Thursday, April 3, 2014

FEAR-MONGERING AT A BALLPARK NEAR YOU...

Our windup in the last throes of a cross-country trip had a mendacious follow-through in Oakland yesterday, when we attended the A's first midweek day game (the only way to see baseball, kiddies: ditch your home schooling already).

But we were just as dismayed as the kids when we saw the metal detectors set up by the A's "guest services" staff. What followed was a hapless daily double of needless fear-mongering and the type of poor fundamentals associated with the 1962 Mets.

As painful as it is to fly today (unless, of course, you're Buzzy the Fly, and you don't have to rely on the TSA for any part of your traveling...), at least the working-class folk who populate the biggest new government bureaucracy in half a century have figured out how to do their job. From what we could tell, the "guest services" staff have barely been trained: it's like they gave them a fifteen-minute slide show and said, "OK, go get 'em! Stop those tail-gating terrorists with the exploding Subway™ sandwiches!"

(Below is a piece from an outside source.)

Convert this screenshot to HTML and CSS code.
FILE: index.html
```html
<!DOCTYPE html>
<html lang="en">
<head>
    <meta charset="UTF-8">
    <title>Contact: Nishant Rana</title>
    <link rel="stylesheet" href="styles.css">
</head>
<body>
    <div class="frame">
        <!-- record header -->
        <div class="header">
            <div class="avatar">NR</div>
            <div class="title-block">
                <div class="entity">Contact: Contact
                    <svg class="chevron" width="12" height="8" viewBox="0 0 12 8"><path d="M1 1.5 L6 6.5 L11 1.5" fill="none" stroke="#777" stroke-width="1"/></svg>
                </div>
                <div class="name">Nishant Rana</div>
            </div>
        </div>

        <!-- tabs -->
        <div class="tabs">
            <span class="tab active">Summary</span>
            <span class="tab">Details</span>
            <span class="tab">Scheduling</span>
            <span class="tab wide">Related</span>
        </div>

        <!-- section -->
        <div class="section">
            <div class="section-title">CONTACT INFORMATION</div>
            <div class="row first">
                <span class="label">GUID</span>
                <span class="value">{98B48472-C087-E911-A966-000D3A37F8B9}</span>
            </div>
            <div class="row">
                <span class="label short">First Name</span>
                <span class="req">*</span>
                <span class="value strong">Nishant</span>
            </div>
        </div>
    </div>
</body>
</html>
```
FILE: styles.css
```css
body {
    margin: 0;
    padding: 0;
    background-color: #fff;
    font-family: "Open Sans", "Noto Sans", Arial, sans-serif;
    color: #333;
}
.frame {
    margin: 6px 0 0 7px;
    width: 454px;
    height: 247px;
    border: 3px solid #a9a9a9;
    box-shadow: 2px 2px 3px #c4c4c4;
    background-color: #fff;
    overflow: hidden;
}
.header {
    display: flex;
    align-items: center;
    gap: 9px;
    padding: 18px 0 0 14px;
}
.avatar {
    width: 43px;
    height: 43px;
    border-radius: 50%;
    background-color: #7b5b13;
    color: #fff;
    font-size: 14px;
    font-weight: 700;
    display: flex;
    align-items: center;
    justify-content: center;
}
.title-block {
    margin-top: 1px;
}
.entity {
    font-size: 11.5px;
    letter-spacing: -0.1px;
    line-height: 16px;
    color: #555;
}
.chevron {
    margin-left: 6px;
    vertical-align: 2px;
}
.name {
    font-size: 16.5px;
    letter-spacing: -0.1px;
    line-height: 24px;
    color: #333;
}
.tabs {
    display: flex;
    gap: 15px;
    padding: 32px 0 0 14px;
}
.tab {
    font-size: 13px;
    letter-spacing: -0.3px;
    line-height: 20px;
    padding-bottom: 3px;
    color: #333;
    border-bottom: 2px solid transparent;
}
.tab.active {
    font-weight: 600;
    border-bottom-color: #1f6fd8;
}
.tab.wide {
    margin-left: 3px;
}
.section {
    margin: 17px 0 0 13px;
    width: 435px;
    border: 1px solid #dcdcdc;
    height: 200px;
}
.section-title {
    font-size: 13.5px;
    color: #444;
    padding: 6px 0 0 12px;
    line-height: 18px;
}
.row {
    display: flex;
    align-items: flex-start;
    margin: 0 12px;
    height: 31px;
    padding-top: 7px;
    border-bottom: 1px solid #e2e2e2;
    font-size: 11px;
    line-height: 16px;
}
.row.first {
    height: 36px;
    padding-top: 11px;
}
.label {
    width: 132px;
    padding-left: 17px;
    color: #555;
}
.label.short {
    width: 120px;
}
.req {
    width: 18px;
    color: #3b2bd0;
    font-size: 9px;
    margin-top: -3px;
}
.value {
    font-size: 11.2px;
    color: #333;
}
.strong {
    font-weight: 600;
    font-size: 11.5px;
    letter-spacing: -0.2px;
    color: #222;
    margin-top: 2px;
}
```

The result was pathetic. Not enough containers were provided for people to deposit all the innocuous stuff that would set off what were clearly Wal-Mart™-issued metal detectors (you know, the one that your red, right and blue Uncle Frank installed when he forgot where he'd dug his bomb shelter). Bag checks, which had been standard procedure and handled with reasonable efficiency at the Oakland Boneyard® in the past, were now a clumsy, chaotic afterthought.

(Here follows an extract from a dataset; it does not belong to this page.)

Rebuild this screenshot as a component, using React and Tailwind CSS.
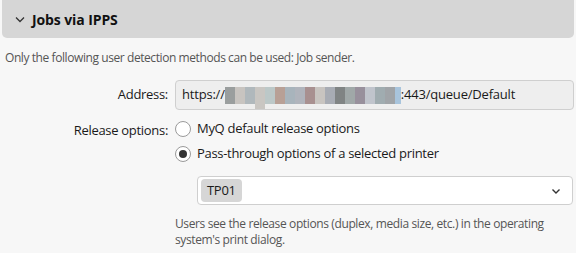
import React from "react";

const blur = [
  "#9a9e9e", "#c8c4c0", "#b0b8bc", "#c9c6c2", "#bcc8c8", "#b8a096", "#a8b4bc", "#b0b4bc", "#a89090",
  "#c8c4c0", "#a8acb4", "#808484", "#a0a8a8", "#98909c", "#c0c4cc", "#a0acb0", "#a0a4a8", "#a8c4dc",
];

export default function App() {
  return (
    <div
      className="w-[576px] h-[253px] overflow-hidden bg-[#f7f7f7] pl-[2px] pr-[2px] text-[#1a1a1a]"
      style={{ fontFamily: "'Open Sans', 'Noto Sans', sans-serif" }}
    >
      <div className="h-[38px] bg-[#d6d6d6] rounded-b-[5px] flex items-center pl-[12px] gap-[6px]">
        <svg width="12" height="12" viewBox="0 0 12 12" fill="none" stroke="#333" strokeWidth="1.3">
          <path d="M2 4.5 L6 8.5 L10 4.5" />
        </svg>
        <span className="text-[14px] font-bold text-[#111] tracking-[-0.1px]">Jobs via IPPS</span>
      </div>
      <div className="pl-[3px] mt-[11px] text-[12px] leading-[18px] text-[#555] tracking-[-0.42px]">
        Only the following user detection methods can be used: Job sender.
      </div>
      <div className="grid grid-cols-[166px_1fr] gap-x-[7px] mt-[13px] text-[13px] tracking-[-0.3px]">
        <div className="flex items-center justify-end h-[30px]">Address:</div>
        <div className="h-[30px] bg-[#eeeeee] border border-[#cfcfcf] rounded-[4px] flex items-center pl-[6px] relative tracking-[-0.2px]">
          <span>https://</span>
          <span className="flex h-[17px] relative">
            {blur.map((c, i) => (
              <span
                key={i}
                className={i === 17 ? "w-[6px] h-full" : "w-[10px] h-full"}
                style={{ backgroundColor: c }}
              />
            ))}
            <span className="absolute left-[30px] top-[17px] w-[10px] h-[5px] bg-[#c9c6c2]" />
          </span>
          <span>:443/queue/Default</span>
        </div>
        <div className="flex justify-end pt-[11px] leading-[18px]">Release options:</div>
        <div className="pt-[8px]">
          <div className="flex items-center gap-[6px] h-[22px]">
            <span className="w-[16px] h-[16px] rounded-full border border-[#9a9a9a] bg-white" />
            <span>MyQ default release options</span>
          </div>
          <div className="flex items-center gap-[6px] h-[22px] mt-[3px]">
            <span className="w-[16px] h-[16px] rounded-full border border-[#9a9a9a] bg-white flex items-center justify-center">
              <span className="w-[8px] h-[8px] rounded-full bg-[#333]" />
            </span>
            <span>Pass-through options of a selected printer</span>
          </div>
          <div className="ml-[22px] mt-[11px] mr-[1px] h-[29px] bg-white border border-[#cfcfcf] rounded-[4px] flex items-center pl-[3px] pr-[10px]">
            <span className="h-[23px] px-[6px] rounded-[4px] bg-[#d6d6d6] flex items-center">TP01</span>
            <span className="flex-1" />
            <svg width="12" height="12" viewBox="0 0 12 12" fill="none" stroke="#333" strokeWidth="1.4">
              <path d="M2.5 4.5 L6 8 L9.5 4.5" />
            </svg>
          </div>
          <div className="mt-[11px] text-[12px] leading-[16px] text-[#555] tracking-[-0.38px] w-[380px]">
            Users see the release options (duplex, media size, etc.) in the operating system's print dialog.
          </div>
        </div>
      </div>
    </div>
  );
}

While the poor folk who are forced to implement this fear-mongering overreaction to last year's incident at the Boston Marathon will probably improve their "bedside manner" in short order, there's a more fundamental issue at hand here. It has to do with the definition of a key phrase in the Declaration of Independence: "the pursuit of happiness." This somewhat nebulous concept needs to be sharpened and codified in the twenty-first century--preferably not in the hands of Antonin Scalia.

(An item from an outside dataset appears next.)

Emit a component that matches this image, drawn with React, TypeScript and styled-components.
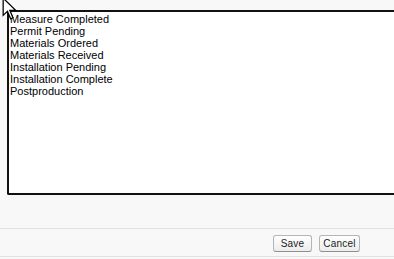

Americans have been all-too-willing to allow its own government to encroach upon the pursuit of happiness in the name of fear-mongering ever since the unleashing of the mad dogs of the House Unamerican Activities Commission in the late 40s. The slippery slope of what venues need Draconian "safety" measures has been greased like a stuck pig in the aftermath of 9/11. Where is it going to end? After the sporting stadia, what next?

99.99% of the problems that occur in major league ballparks have to do with lax practices about selling alcohol. As we watched A's lefty Scott Kazmir mow down his former Cleveland teammates yesterday afternoon from our accustomed spot in the center-field bleachers (the best place to enjoy the beauty of the Boneyard®...), we watched a string of folk bringing a copious supply of beer in plastic cups back to their seats. Several of these folk were feeling no pain, and the A's were still serving beer in the eighth inning.

The pursuit of happiness has now become as fragile as it is nebulous. We need to pay a lot more attention to just what that dictum means for America before we find out that most or all of that "inalienable right" has been sold down the river.